What to work on: Every line with the word "table" in it should be extracted from the data that follows.

........

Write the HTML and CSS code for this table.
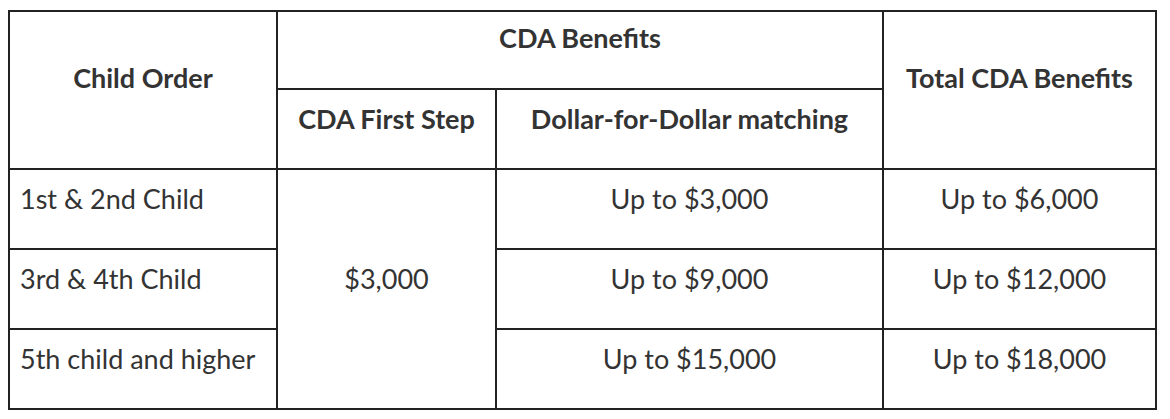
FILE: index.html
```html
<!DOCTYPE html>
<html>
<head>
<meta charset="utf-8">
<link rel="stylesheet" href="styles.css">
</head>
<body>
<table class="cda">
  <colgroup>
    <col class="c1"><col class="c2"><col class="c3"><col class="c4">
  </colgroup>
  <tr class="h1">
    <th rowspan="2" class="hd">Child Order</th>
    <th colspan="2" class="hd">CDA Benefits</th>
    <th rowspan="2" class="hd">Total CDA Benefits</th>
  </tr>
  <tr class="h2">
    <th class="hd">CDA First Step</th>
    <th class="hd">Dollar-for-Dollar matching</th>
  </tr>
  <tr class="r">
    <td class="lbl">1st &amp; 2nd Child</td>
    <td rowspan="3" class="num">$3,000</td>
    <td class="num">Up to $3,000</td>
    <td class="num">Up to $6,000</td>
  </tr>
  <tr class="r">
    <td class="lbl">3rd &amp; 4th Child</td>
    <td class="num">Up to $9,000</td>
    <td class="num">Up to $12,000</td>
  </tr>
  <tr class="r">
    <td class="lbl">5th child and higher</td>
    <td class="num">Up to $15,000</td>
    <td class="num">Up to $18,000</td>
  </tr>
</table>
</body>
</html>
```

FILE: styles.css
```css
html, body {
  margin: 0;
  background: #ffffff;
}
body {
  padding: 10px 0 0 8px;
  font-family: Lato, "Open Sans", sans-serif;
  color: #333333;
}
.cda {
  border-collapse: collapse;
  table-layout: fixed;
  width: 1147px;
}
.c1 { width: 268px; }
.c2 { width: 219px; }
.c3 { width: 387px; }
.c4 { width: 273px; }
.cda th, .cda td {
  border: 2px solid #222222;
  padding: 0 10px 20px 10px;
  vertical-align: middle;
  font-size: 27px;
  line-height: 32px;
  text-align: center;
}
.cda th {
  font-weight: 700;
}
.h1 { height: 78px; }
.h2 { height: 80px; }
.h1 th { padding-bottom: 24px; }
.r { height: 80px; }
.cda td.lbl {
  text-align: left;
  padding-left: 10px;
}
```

........

Answer for this exercise:
Write the HTML and CSS code for this table.
<table class="cda">
</table>
  table-layout: fixed;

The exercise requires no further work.